What is being asked:
Answer with one number: how many lines hold the string "full".

Extracted material:
# # # #

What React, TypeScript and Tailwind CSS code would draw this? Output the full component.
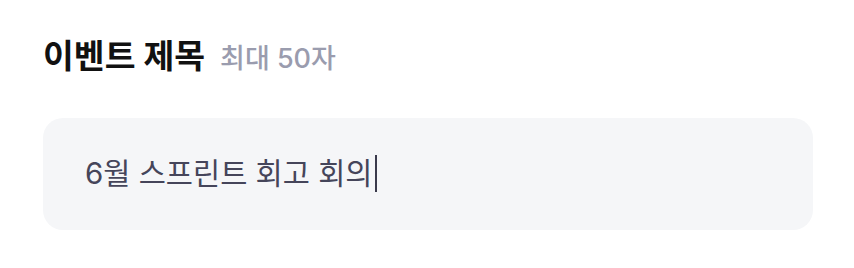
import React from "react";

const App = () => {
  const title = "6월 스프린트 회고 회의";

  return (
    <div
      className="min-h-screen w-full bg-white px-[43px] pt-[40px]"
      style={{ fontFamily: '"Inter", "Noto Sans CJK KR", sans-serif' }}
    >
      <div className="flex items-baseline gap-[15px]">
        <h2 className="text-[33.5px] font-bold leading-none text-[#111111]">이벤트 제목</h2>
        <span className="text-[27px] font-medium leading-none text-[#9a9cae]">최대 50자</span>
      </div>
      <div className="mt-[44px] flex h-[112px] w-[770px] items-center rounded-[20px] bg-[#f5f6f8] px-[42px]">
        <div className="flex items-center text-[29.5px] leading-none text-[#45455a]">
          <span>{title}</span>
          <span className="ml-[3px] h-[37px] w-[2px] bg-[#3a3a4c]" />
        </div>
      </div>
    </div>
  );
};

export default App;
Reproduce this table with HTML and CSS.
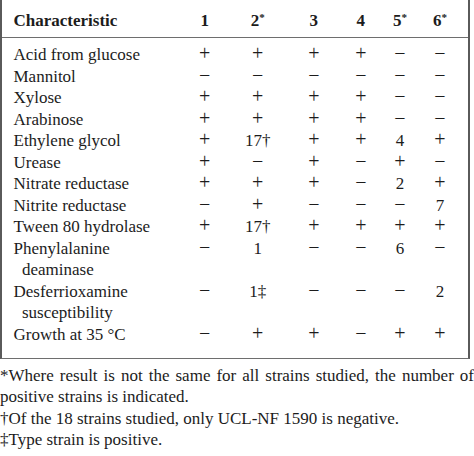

# # # #

Correct answer:
2